Doing this as a group allows them to compare notes, compile those notes, and share them with their hundreds of colleagues at BGSU and tens of thousands more across the country.

Jolie Sheffer, director of the Institute of the Study of Culture and Society, will produce a podcast on these reflections as part of the BG Ideas series.  Sheffler, along with Andy Schocket, professor of History and American Culture Studies, and Lee Nickoson, chair of the English Department, is a member of the advisory board for the project.

Developing research papers out of this process and how it plays out in the fall is another aspect of the grant, Duffy said. “The summer camp a springboard into that research.”

Challú said it looks like three faculty positions were continued at least through fall, and about 20 course sections that had been scheduled to be axed were preserved. That’s also in part, he said, because enrollment seems to be holding up better than expected.

The line between online and face to face instruction is not a bright one.

Challú said though he’s taught face to face, his courses have online components. Students go online to find resources that then play out in in class discussions. When he’s gone to a conference, he’s assigned online reading and then conducted an online discussion based on that material.

This should not come as a surprise to them as researchers. They already collaborate with people around the world.

Schumann said the digital realm means they has access to sources they’d have to travel long distances to find.  
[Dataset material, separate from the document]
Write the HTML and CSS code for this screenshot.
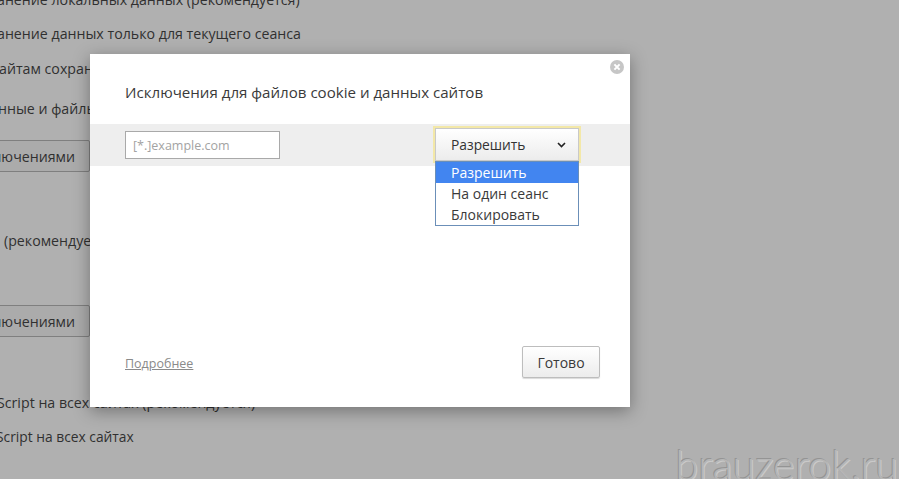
FILE: index.html
```html
<!DOCTYPE html>
<html lang="ru">
<head>
<meta charset="utf-8">
<title>Исключения</title>
<link rel="stylesheet" href="styles.css">
</head>
<body>
<main class="page">
  <p class="line l1">анение локальных данных (рекомендуется)</p>
  <p class="line l2">анение данных только для текущего сеанса</p>
  <p class="line l3">айтам сохранять данные</p>
  <p class="line l4">нные и файлы cookie</p>
  <button class="bg-btn b1" type="button">лючениями</button>
  <p class="line l5">(рекомендуется)</p>
  <button class="bg-btn b2" type="button">лючениями</button>
  <p class="line l6">Script на всех сайтах (рекомендуется)</p>
  <p class="line l7">Script на всех сайтах</p>
</main>

<section class="dialog">
  <svg class="close" width="14" height="14" viewBox="0 0 14 14">
    <circle cx="7" cy="7" r="7" fill="#c6c6c6"/>
    <path d="M4.4 4.4l5.2 5.2M9.6 4.4l-5.2 5.2" stroke="#fff" stroke-width="2"/>
  </svg>
  <h1 class="title">Исключения для файлов cookie и данных сайтов</h1>
  <div class="band">
    <div class="fake-input">[*.]example.com</div>
    <div class="select-wrap">
      <div class="select">
        <span>Разрешить</span>
        <svg class="chev" width="9" height="6" viewBox="0 0 9 6"><path d="M1 1l3.5 3.5L8 1" fill="none" stroke="#222" stroke-width="1.6"/></svg>
      </div>
      <ul class="menu">
        <li class="item active">Разрешить</li>
        <li class="item">На один сеанс</li>
        <li class="item">Блокировать</li>
      </ul>
    </div>
  </div>
  <div class="footer">
    <a class="more" href="#">Подробнее</a>
    <button class="done" type="button">Готово</button>
  </div>
</section>

<div class="mark">brauzerok.ru</div>
</body>
</html>
```

FILE: styles.css
```css
* { box-sizing: border-box; }
html, body { margin: 0; height: 100%; }
body {
  width: 899px;
  height: 479px;
  overflow: hidden;
  position: relative;
  background: #b0b0b0;
  font-family: "Open Sans", "Noto Sans", sans-serif;
  color: #2b2b2b;
}
.page { display: flex; flex-direction: column; align-items: flex-start; }
.line { margin: 0; font-size: 14.2px; line-height: 20px; white-space: nowrap; color: #303030; }
.l1 { margin-top: -10px; margin-left: -3px; }
.l2 { margin-top: 14px; margin-left: -3px; }
.l3 { margin-top: 15px; margin-left: -1px; }
.l4 { margin-top: 20px; margin-left: -2px; }
.l5 { margin-top: 59px; margin-left: 4px; }
.l6 { margin-top: 56px; margin-left: -3px; }
.l7 { margin-top: 14px; margin-left: -4px; font-size: 13.8px; }
.bg-btn {
  width: 150px;
  height: 32px;
  margin: 21px 0 0 -60px;
  padding: 0 14px 0 0;
  text-align: right;
  font: 14.2px "Open Sans", "Noto Sans", sans-serif;
  color: #303030;
  background: #ababab;
  border: 1px solid #7f7f7f;
  border-radius: 2px;
}
.b2 { margin-top: 54px; }
.dialog {
  position: absolute;
  left: 90px;
  top: 54px;
  width: 540px;
  height: 353px;
  background: #fff;
  box-shadow: 0 4px 16px rgba(0,0,0,.35);
  display: flex;
  flex-direction: column;
}
.close { position: absolute; top: 6px; right: 6px; }
.title {
  margin: 27px 0 0 35px;
  font-size: 15.1px;
  line-height: 22px;
  font-weight: 400;
  color: #3a3a3a;
}
.band {
  margin-top: 21px;
  height: 42px;
  background: #eeeeee;
  padding: 7px 51px 0 35px;
  display: flex;
  justify-content: space-between;
  align-items: flex-start;
}
.fake-input {
  width: 155px;
  height: 28px;
  background: #fff;
  border: 1px solid #a9a9a9;
  padding-left: 7px;
  font-size: 12.5px;
  line-height: 27px;
  color: #a3a3a3;
}
.select-wrap { position: relative; width: 144px; margin-top: -3px; }
.select {
  height: 33px;
  border: 1px solid #c9c9c9;
  background: linear-gradient(#fff, #ececec);
  box-shadow: 0 0 0 2px #f3e8a8;
  display: flex;
  align-items: center;
  justify-content: space-between;
  padding: 0 12px 0 15px;
  font-size: 13.8px;
  color: #333;
}
.chev { display: block; }
.menu {
  position: absolute;
  left: 0;
  top: 33px;
  width: 144px;
  margin: 0;
  padding: 0;
  list-style: none;
  background: #fff;
  border: 1px solid #6b8fb8;
}
.item { height: 21px; padding-left: 15px; font-size: 14px; line-height: 21px; color: #3a3a3a; }
.item.active { background: #4285f0; color: #fff; }
.footer {
  margin-top: auto;
  padding: 0 30px 29px 35px;
  display: flex;
  justify-content: space-between;
  align-items: center;
}
.more { font-size: 12.5px; line-height: 18px; margin-top: 4px; color: #8a8a8a; text-decoration: underline; }
.done {
  width: 78px;
  height: 32px;
  padding: 0;
  font: 14px "Open Sans", "Noto Sans", sans-serif;
  color: #3a3a3a;
  background: linear-gradient(#fff, #ececec);
  border: 1px solid #bdbdbd;
  border-radius: 2px;
  box-shadow: 0 1px 1px rgba(0,0,0,.15);
}
.mark {
  position: absolute;
  right: 1px;
  bottom: -8px;
  font-family: "Lato", sans-serif;
  font-weight: 300;
  font-size: 41.4px;
  line-height: 46px;
  color: #b6b6b6;
  text-shadow: -1px -1px 0 #949494, 1px 1px 0 #cacaca;
}
```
Salisbury said scholars have been pursuing this work for a long time. “We have this beautiful wealth of research on what effective online teaching looks like.” 

Duffy added: “People who participate in this research and training come to learn online teaching is fun. They can still have a teaching persona. You can make meaningful connections with your students.”

And, he said, students even if they are not in face-to-face classes still “want beautiful connections with professors, and online tools can facilitate that.”